Additionally, the AEC has an Autism Support Group (ASG) which any student with ASD who is registered with the AEC can join. In partnership with Counseling & Psychological Services, the AEC also provides an autism wellness support group that meets monthly. The wellness support group does not require an official diagnosis or registration with AEC.  

How can students on the ASD spectrum find community at San José State?

RR: When students with ASD register with AEC, they’re able to participate in the activities of the ASD Support Group. Those include weekly academic and life group sessions and weekly community outings. 

Just like any other SJSU students, students with ASD can also find connections by joining other SJSU student organizations and clubs. 

AEC has taken a proactive approach and students with ASD who self-identify early during the admission process to SJSU are invited to a summer academy, a one-day workshop designed to help incoming students transition to SJSU. AEC’s Summer Academy covers AEC support services and navigating MyAEC portal, SJSU support systems and resources, first month of instruction strategies, disability management strategies, and how to find community at SJSU. Connections made through the summer academy can continue engagement and growth with participation in any of AEC’s gatherings throughout the semester. 

What does the Autism Support Group (ASG) offer students?

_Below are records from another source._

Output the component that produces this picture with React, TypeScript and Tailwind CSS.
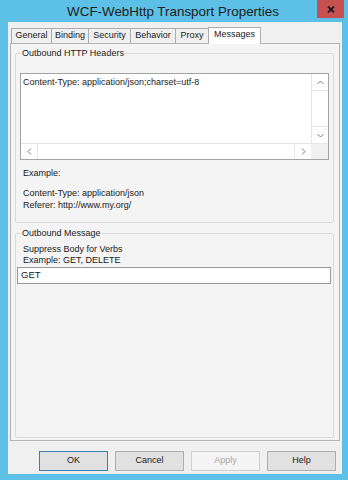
import React from "react";

function Chev({ dir }: { dir: "up" | "down" | "left" | "right" }) {
  const pts =
    dir === "up"
      ? "0.5,4 3.5,1 6.5,4"
      : dir === "down"
      ? "0.5,1 3.5,4 6.5,1"
      : dir === "left"
      ? "4,0.5 1,3.5 4,6.5"
      : "1,0.5 4,3.5 1,6.5";
  const w = dir === "up" || dir === "down" ? 7 : 5;
  const h = dir === "up" || dir === "down" ? 5 : 7;
  return (
    <svg width={w} height={h} viewBox={`0 0 ${w} ${h}`}>
      <polyline points={pts} fill="none" stroke="#7a7a7a" strokeWidth="1" />
    </svg>
  );
}

function Tab({ label, selected, first, w }: { label: string; selected?: boolean; first?: boolean; w: string }) {
  if (selected) {
    return (
      <div
        className={`-ml-[1px] h-[17px] ${w} border border-b-0 border-[#acacac] bg-white flex items-center justify-center pb-[2px] text-[9px] text-[#1a1a1a]`}
      >
        {label}
      </div>
    );
  }
  return (
    <div
      className={`${first ? "" : "-ml-[1px]"} mb-[1px] h-[15px] ${w} border border-b-0 border-[#acacac] bg-[#f0f0f0] flex items-center justify-center text-[9px] text-[#1a1a1a]`}
    >
      {label}
    </div>
  );
}

export default function App() {
  return (
    <div className="w-[348px] h-[480px] bg-[#5cc0e7] flex flex-col font-['Liberation_Sans',Arial,sans-serif] text-[#1a1a1a] overflow-hidden">
      {/* Title bar */}
      <div className="relative h-[22px] shrink-0 flex items-center justify-center">
        <span className="text-[13.4px] leading-[15px] text-[#202020] pt-[1px] ml-[-2px]">WCF-WebHttp Transport Properties</span>
        <div className="absolute right-[4px] top-0 w-[27px] h-[18px] bg-[#c75050] flex items-center justify-center">
          <svg width="8" height="7" viewBox="0 0 8 7">
            <path d="M1 0.5 L7 6.5 M7 0.5 L1 6.5" stroke="#1c1c1c" strokeWidth="1.8" />
          </svg>
        </div>
      </div>

      {/* Client */}
      <div className="ml-[8px] mr-[6px] mb-[6px] flex-1 bg-[#f0f0f0] flex flex-col">
        {/* Tabs */}
        <div className="mt-[5px] ml-[3px] h-[17px] flex items-end relative z-10 -mb-[1px]">
          <Tab label="General" first w="w-[41px]" />
          <Tab label="Binding" w="w-[38px]" />
          <Tab label="Security" w="w-[43px]" />
          <Tab label="Behavior" w="w-[46px]" />
          <Tab label="Proxy" w="w-[34px]" />
          <Tab label="Messages" selected w="w-[53px]" />
        </div>

        {/* Panel */}
        <div className="ml-[2px] w-[330px] h-[398px] border border-[#b4b4b4] bg-[#f4f4f4] flex flex-col">
          <fieldset className="ml-[4px] mt-[4px] w-[319px] h-[175px] border border-[#dadada] rounded-[2px] flex flex-col">
            <legend className="ml-[5px] px-[1px] text-[9px] leading-[11px]">Outbound HTTP Headers</legend>
            {/* text area */}
            <div className="mt-[14px] ml-[4px] w-[309px] h-[87px] border border-[#a3a3a3] bg-white flex flex-col">
              <div className="flex flex-1 min-h-0">
                <div className="flex-1 pl-[2px] pt-[3px] text-[9px] leading-[11px]">
                  Content-Type: application/json;charset=utf-8
                </div>
                <div className="w-[17px] flex flex-col border-l border-[#e6e6e6]">
                  <div className="h-[17px] flex items-center justify-center border-b border-[#e6e6e6]">
                    <Chev dir="up" />
                  </div>
                  <div className="flex-1" />
                  <div className="h-[17px] flex items-center justify-center border-t border-[#e6e6e6]">
                    <Chev dir="down" />
                  </div>
                </div>
              </div>
              <div className="h-[16px] flex border-t border-[#e6e6e6]">
                <div className="flex-1 flex justify-between">
                  <div className="w-[17px] flex items-center justify-center border-r border-[#e6e6e6]">
                    <Chev dir="left" />
                  </div>
                  <div className="w-[17px] flex items-center justify-center border-l border-[#e6e6e6]">
                    <Chev dir="right" />
                  </div>
                </div>
                <div className="w-[17px] bg-[#f0f0f0]" />
              </div>
            </div>
            <div className="mt-[7px] ml-[7px] text-[9px] leading-[12px]">Example:</div>
            <div className="mt-[8px] ml-[7px] text-[9px] leading-[12px]">
              <div>Content-Type: application/json</div>
              <div>Referer: http://www.my.org/</div>
            </div>
          </fieldset>

          <fieldset className="ml-[4px] mt-[5px] w-[319px] h-[210px] border border-[#dadada] rounded-[2px] flex flex-col">
            <legend className="ml-[5px] px-[1px] text-[9px] leading-[11px]">Outbound Message</legend>
            <div className="mt-[5px] ml-[7px] text-[9px] leading-[11px]">
              <div>Suppress Body for Verbs</div>
              <div>Example: GET, DELETE</div>
            </div>
            <div className="mt-[1px] ml-[1px] w-[314px] h-[17px] border border-[#9a9a9a] bg-white flex items-center pl-[3px] text-[9.5px]">
              GET
            </div>
          </fieldset>
        </div>

        {/* Buttons */}
        <div className="mt-[10px] ml-[31px] flex gap-[7px]">
          <div className="w-[69px] h-[20px] border border-[#3c7fb1] bg-[#e1e1e1] flex items-center justify-center text-[9px]">
            OK
          </div>
          <div className="w-[69px] h-[20px] border border-[#adadad] bg-[#e1e1e1] flex items-center justify-center text-[9px]">
            Cancel
          </div>
          <div className="w-[69px] h-[20px] border border-[#cfcfcf] bg-[#f4f4f4] flex items-center justify-center text-[9px] text-[#a8a8a8]">
            Apply
          </div>
          <div className="w-[69px] h-[20px] border border-[#adadad] bg-[#e1e1e1] flex items-center justify-center text-[9px]">
            Help
          </div>
        </div>
      </div>
    </div>
  );
}
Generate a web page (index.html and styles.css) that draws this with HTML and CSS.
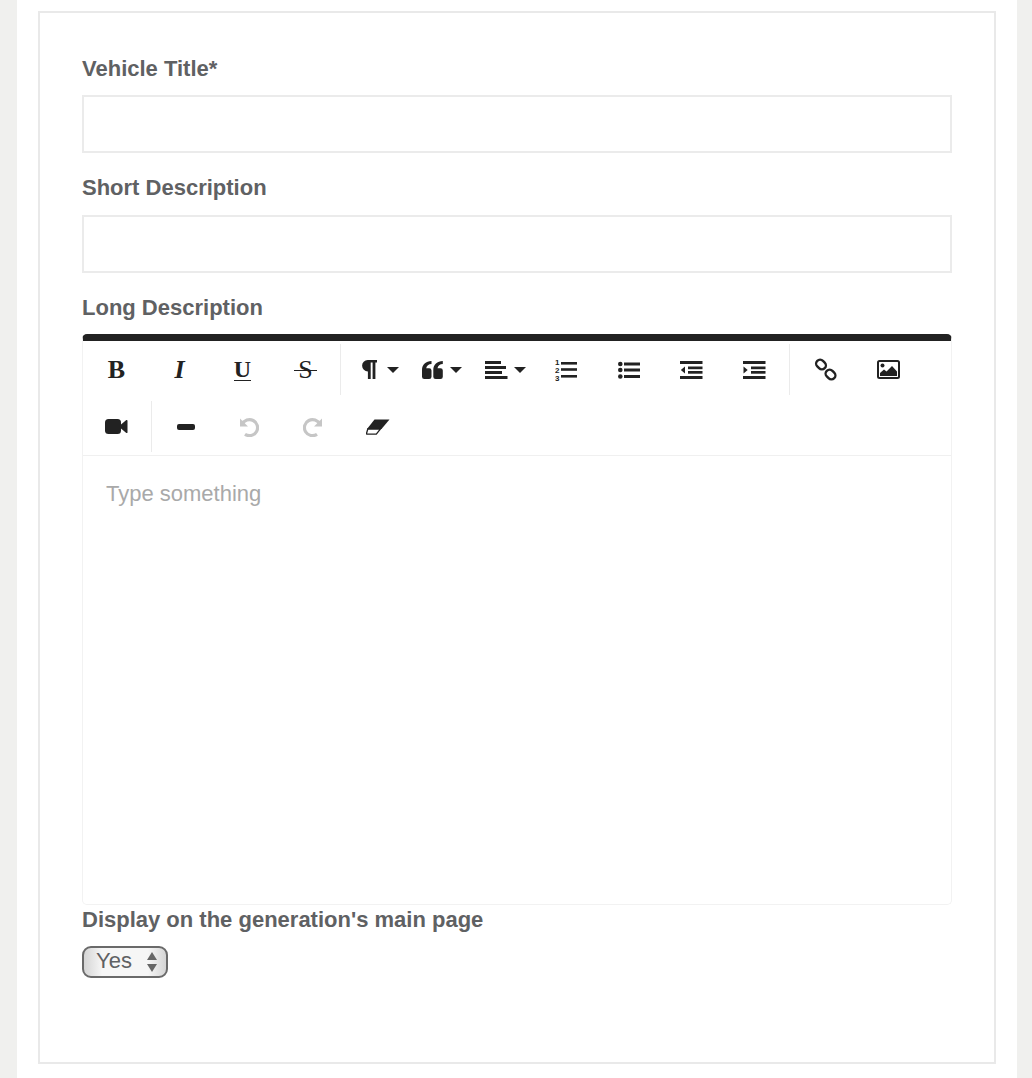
FILE: index.html
```html
<!DOCTYPE html>
<html lang="en">
<head>
  <meta charset="UTF-8" />
  <meta name="viewport" content="width=device-width, initial-scale=1.0"/>
  <title>Add Vehicle</title>
  <link rel="stylesheet" href="styles.css">
</head>
<body>
  <div class="page">
    <form class="panel">
      <label class="field-label" for="title">Vehicle Title*</label>
      <input class="field-input" type="text" id="title" />

      <label class="field-label field-label-low" for="short">Short Description</label>
      <input class="field-input" type="text" id="short" />

      <label class="field-label">Long Description</label>
      <div class="editor">
        <div class="toolbar">
          <button type="button" class="tool"><span class="serif">B</span></button>
          <button type="button" class="tool"><span class="serif italic">I</span></button>
          <button type="button" class="tool"><span class="serif under">U</span></button>
          <button type="button" class="tool"><span class="serif strike">S</span></button>
          <span class="sep"></span>

          <button type="button" class="tool tool-para">
            <svg width="15" height="19" viewBox="0 0 15 19"><path d="M5.700 0H15v2.600h-1.600V19h-2.800V2.600H8.700V19H5.900v-7.600A5.700 5.700 0 0 1 5.700 0z"/></svg>
            <i class="caret"></i>
          </button>
          <button type="button" class="tool tool-drop">
            <svg width="21" height="18" viewBox="0 0 21 18"><path d="M9.500 0v3C6.600 3 4.600 4.700 4.200 7.200h3a2.300 2.300 0 0 1 2.300 2.300v6.200A2.300 2.300 0 0 1 7.200 18H2.300A2.300 2.300 0 0 1 0 15.700V9C0 3.600 4 0 9.500 0z"/><path d="M20.800 0v3c-2.900 0-4.900 1.700-5.300 4.200h3a2.300 2.300 0 0 1 2.300 2.300v6.200a2.300 2.300 0 0 1-2.300 2.300h-4.900a2.300 2.300 0 0 1-2.300-2.300V9c0-5.400 4-9 9.500-9z"/></svg>
            <i class="caret"></i>
          </button>
          <button type="button" class="tool tool-drop">
            <svg width="23" height="18" viewBox="0 0 23 18"><rect width="16" height="3"/><rect y="5" width="21" height="3"/><rect y="10" width="17" height="3"/><rect y="15" width="22.500" height="3"/></svg>
            <i class="caret caret-near"></i>
          </button>
          <button type="button" class="tool">
            <svg width="22" height="26" viewBox="0 -2 22 26">
              <text class="nums" x="0" y="6">1</text><text class="nums" x="0" y="14">2</text><text class="nums" x="0" y="22">3</text>
              <rect x="6" y="3" width="16" height="2.600"/><rect x="6" y="9.200" width="16" height="2.600"/><rect x="6" y="16" width="16" height="2.600"/>
            </svg>
          </button>
          <button type="button" class="tool">
            <svg width="22" height="18" viewBox="0 0 22 18">
              <circle cx="2.300" cy="3" r="2.300"/><circle cx="2.300" cy="9" r="2.300"/><circle cx="2.300" cy="15.500" r="2.300"/>
              <rect x="6" y="1.500" width="16" height="3"/><rect x="6" y="7.500" width="16" height="3"/><rect x="6" y="14" width="16" height="3"/>
            </svg>
          </button>
          <button type="button" class="tool">
            <svg width="23" height="18" viewBox="0 0 23 18">
              <rect width="22.500" height="3"/><rect x="8" y="5.500" width="14.500" height="2.700"/><rect x="8" y="10" width="14.500" height="2.700"/><rect y="15" width="22.500" height="3"/>
              <path d="M5 5.500v7L.8 9z"/>
            </svg>
          </button>
          <button type="button" class="tool">
            <svg width="23" height="18" viewBox="0 0 23 18">
              <rect width="22.500" height="3"/><rect x="8" y="5.500" width="14.500" height="2.700"/><rect x="8" y="10" width="14.500" height="2.700"/><rect y="15" width="22.500" height="3"/>
              <path d="M.5 5.500v7L4.700 9z"/>
            </svg>
          </button>
          <span class="sep"></span>

          <button type="button" class="tool">
            <svg width="22" height="21" viewBox="0 0 22 21" class="link-icon">
              <rect x=".75" y="1.500" width="10.500" height="8" rx="4" transform="rotate(45 6 5.500)"/>
              <rect x="10.250" y="11.500" width="10.500" height="8" rx="4" transform="rotate(45 15.500 15.500)"/>
            </svg>
          </button>
          <button type="button" class="tool">
            <svg width="23" height="19" viewBox="0 0 23 19">
              <rect x="1" y="1" width="21" height="17" rx="1.500" fill="#fff" stroke="#222" stroke-width="2"/>
              <circle cx="5.500" cy="5.500" r="2"/>
              <path d="M3 16v-3l4-3.500 2.500 2L15 6l5 5.500V16z"/>
            </svg>
          </button>
          <button type="button" class="tool">
            <svg width="23" height="15" viewBox="0 0 23 15">
              <rect width="16" height="15" rx="3.500"/>
              <path d="M16 5.500 21 1.200c.7-.6 1.500-.3 1.500.6v11.400c0 .9-.8 1.200-1.500.6l-5-4.300z"/>
            </svg>
          </button>
          <span class="sep sep-tight"></span>

          <button type="button" class="tool">
            <svg width="18" height="6" viewBox="0 0 18 6"><rect width="18" height="6" rx="2"/></svg>
          </button>
          <button type="button" class="tool">
            <svg class="off" width="20" height="20" viewBox="0 0 20 20"><path d="M3.200 7.500A8 8 0 1 1 6 17.200" fill="none" stroke-width="3.200"/><path class="head" d="M1 1.500v8h8z"/></svg>
          </button>
          <button type="button" class="tool tool-nudge">
            <svg class="off" width="20" height="20" viewBox="0 0 20 20"><path d="M16.800 7.500A8 8 0 1 0 14 17.200" fill="none" stroke-width="3.200"/><path class="head" d="M19 1.500v8h-8z"/></svg>
          </button>
          <button type="button" class="tool tool-nudge">
            <svg width="24" height="16" viewBox="0 0 24 16">
              <path d="M8.500.5H23.500L15.500 10H1z"/>
              <path d="M1.800 10h12.700l-4.200 5.200H1.200c-.7 0-1-.5-.6-1.100z" fill="#fff" stroke="#222" stroke-width="1.300"/>
            </svg>
          </button>
        </div>
        <div class="editor-body">
          <span class="placeholder">Type something</span>
        </div>
      </div>

      <label class="field-label" for="display">Display on the generation's main page</label>
      <div class="select-wrap">
        <select class="mini-select" id="display">
          <option>Yes</option>
          <option>No</option>
        </select>
        <svg class="select-arrows" width="12" height="22" viewBox="0 0 12 22"><path d="M6 1l5 8H1zM1 13h10l-5 8z"/></svg>
      </div>
    </form>
  </div>
</body>
</html>
```

FILE: styles.css
```css
html, body {
  margin: 0;
  padding: 0;
}
body {
  background-color: #f0f0ee;
  font-family: "Liberation Sans", Arial, sans-serif;
  color: #5f6163;
}
.page {
  width: 1000px;
  height: 1078px;
  margin-left: 17px;
  padding: 11px 21px 0;
  box-sizing: border-box;
  background: white;
}
.panel {
  border: 2px solid #e9e9e9;
  padding: 41px 42px 84px;
}
.field-label {
  display: block;
  font-size: 22px;
  font-weight: bold;
  line-height: 30px;
  margin-bottom: 11px;
}
.field-label-low {
  margin-bottom: 12px;
}
.field-input {
  display: block;
  width: 100%;
  height: 58px;
  box-sizing: border-box;
  border: 2px solid #ebebeb;
  margin-bottom: 20px;
  background: white;
}

/* editor */
.editor {
  border: 1px solid #f2f2f2;
  border-top: 7px solid #222;
  border-radius: 5px;
}
.toolbar {
  display: flex;
  flex-wrap: wrap;
  row-gap: 6px;
  padding: 3px 2px;
  border-bottom: 1px solid #f0f0f0;
}
.tool {
  width: 63px;
  height: 51px;
  padding: 0;
  border: none;
  background: none;
  color: #222;
  display: flex;
  align-items: center;
  justify-content: center;
  fill: #222;
}
.tool-para {
  padding-left: 8px;
}
.tool-para .caret {
  margin-left: 10px;
}
.tool-drop {
  padding-left: 5px;
}
.tool-nudge {
  margin-left: 1.5px;
}
.sep {
  width: 1px;
  height: 51px;
  margin: 0 4px 0 3px;
  background: #ebebeb;
}
.sep-tight {
  margin-right: 2px;
}
.serif {
  font-family: "Liberation Serif", "Times New Roman", serif;
  font-weight: bold;
  font-size: 26px;
  line-height: 26px;
}
.italic {
  font-style: italic;
}
.under {
  font-size: 24px;
  line-height: 21px;
  border-bottom: 1.5px solid #222;
}
.strike {
  position: relative;
  font-weight: normal;
}
.strike::after {
  content: "";
  position: absolute;
  left: -4px;
  right: -4px;
  top: 13px;
  border-top: 1.5px solid #222;
}
.caret {
  width: 0;
  height: 0;
  margin-left: 7px;
  border-left: 6px solid transparent;
  border-right: 6px solid transparent;
  border-top: 6px solid #222;
}
.caret-near {
  margin-left: 6px;
}
.nums {
  font-family: "Liberation Sans", Arial, sans-serif;
  font-size: 8px;
  font-weight: bold;
}
.link-icon {
  overflow: visible;
}
.link-icon rect {
  fill: none;
  stroke: #222;
  stroke-width: 2.400;
}
.off {
  stroke: #c6c6c6;
}
.off .head {
  fill: #c6c6c6;
  stroke: none;
}
.editor-body {
  height: 448px;
  padding: 24px 23px;
  box-sizing: border-box;
}
.placeholder {
  font-size: 22px;
  line-height: 28px;
  color: #a9a9a9;
}

/* select */
.select-wrap {
  position: relative;
  width: 86px;
}
.mini-select {
  appearance: none;
  display: block;
  width: 86px;
  height: 32px;
  padding: 0 0 4px 12px;
  box-sizing: border-box;
  border: 2px solid #6a6a6a;
  border-radius: 9px;
  font-family: "Liberation Sans", Arial, sans-serif;
  font-size: 22px;
  color: #5f6163;
  background: linear-gradient(to right, #d5d5d5, #f6f6f6 22%, #f6f6f6 78%, #d5d5d5);
}
.select-arrows {
  position: absolute;
  right: 10px;
  top: 5px;
  fill: #666;
  pointer-events: none;
}
```
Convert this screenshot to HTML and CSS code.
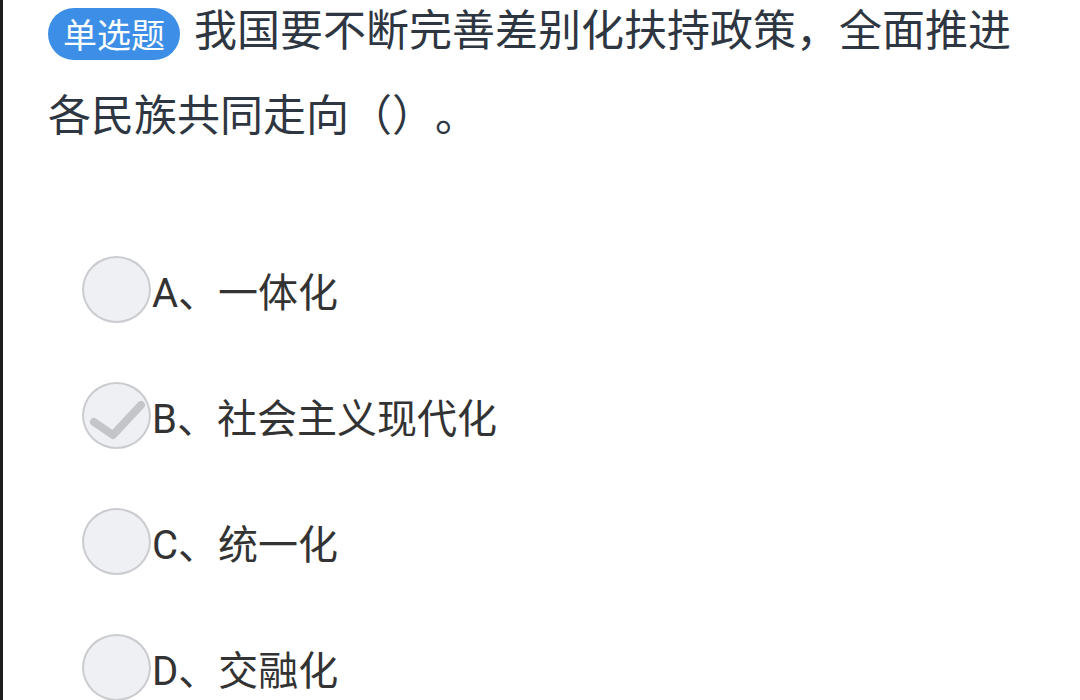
FILE: index.html
```html
<!DOCTYPE html>
<html lang="zh-CN">
<head>
<meta charset="utf-8">
<link rel="stylesheet" href="styles.css">
</head>
<body>
<div class="page">
  <div class="question">
    <span class="badge">单选题</span>我国要不断完善差别化扶持政策，全面推进各民族共同走向（）。
  </div>
  <div class="options">
    <div class="option">
      <span class="radio"></span><span class="label">A、一体化</span>
    </div>
    <div class="option">
      <span class="radio">
        <svg class="check" viewBox="0 0 67 67" width="67" height="67"><polyline points="12,40 31,53 59,23" fill="none" stroke="#c4c5c8" stroke-width="8" stroke-linecap="round" stroke-linejoin="round"/></svg>
      </span><span class="label">B、社会主义现代化</span>
    </div>
    <div class="option">
      <span class="radio"></span><span class="label">C、统一化</span>
    </div>
    <div class="option">
      <span class="radio"></span><span class="label">D、交融化</span>
    </div>
  </div>
</div>
</body>
</html>
```

FILE: styles.css
```css
html, body {
  margin: 0;
  padding: 0;
  background: #ffffff;
}
.page {
  width: 1077px;
  height: 700px;
  overflow: hidden;
  border-left: 3px solid #1c1c1c;
  font-family: "Noto Sans CJK SC", "Noto Sans", sans-serif;
  text-spacing-trim: space-all;
}
.question {
  margin-top: -15px;
  padding-left: 45px;
  padding-right: 40px;
  font-size: 43px;
  line-height: 85px;
  color: #2e3642;
}
.badge {
  display: inline-block;
  vertical-align: middle;
  height: 52px;
  line-height: 52px;
  padding: 0 15px;
  margin: 0 14px 0 0;
  border-radius: 26px;
  background: #3d8ee6;
  color: #ffffff;
  font-size: 34px;
}
.options {
  display: flex;
  flex-direction: column;
  gap: 59px;
  padding-left: 79px;
  margin-top: 101px;
}
.option {
  display: flex;
  align-items: center;
  height: 67px;
}
.radio {
  display: block;
  box-sizing: border-box;
  width: 69px;
  height: 67px;
  border-radius: 50%;
  border: 2px solid #cbcccf;
  background: #eef0f3;
  position: relative;
  flex: none;
}
.check {
  position: absolute;
  left: -2px;
  top: -2px;
}
.label {
  margin-left: 1px;
  font-family: Roboto, "Noto Sans CJK SC", sans-serif;
  font-size: 40px;
  color: #333333;
}
```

RR: Through the ASG program, I have witnessed students building friendships by scheduling meetups, increasing their self advocacy by asking other members for advice and developing important life and academic skills.

AEC’s Autism Support Group provides a safe place where AEC students with autism can strive to find affinity with themselves (identity), their peers (community), and their university (academics). The Autism Support Group was created to help foster these relationships and address the unique experiences and challenges of SJSU students with autism. The ASG provides learning tools to support student success at SJSU and beyond.

What should families know as they prepare students with autism spectrum disorder for life as an SJSU student?

RR: We strive to equip students and families with as much information as early as possible to help prepare them for the transition to higher education and alleviate some of the challenges and expectations.

Transitioning from K-12 to higher education comes with a period of adjustment as students with ASD and their families learn not only a new environment, but also familiarize themselves with the changes in the law. Unlike K-12, higher education does not provide accommodations and/or support services based on the Individuals with Disabilities Education Act (IDEA). Support services focus on providing students access to allow for participation. The level of support received during K-12 may no longer be reasonable and/or appropriate. This means some accommodations students received in high school may not be supported while at SJSU. 

To assist students and their families we provide detailed information about the differences between K-12 and college. The site provides a side-by-side view of the differences students and families can expect. This includes changes in the laws, documentation requirements, student responsibilities, and parental roles.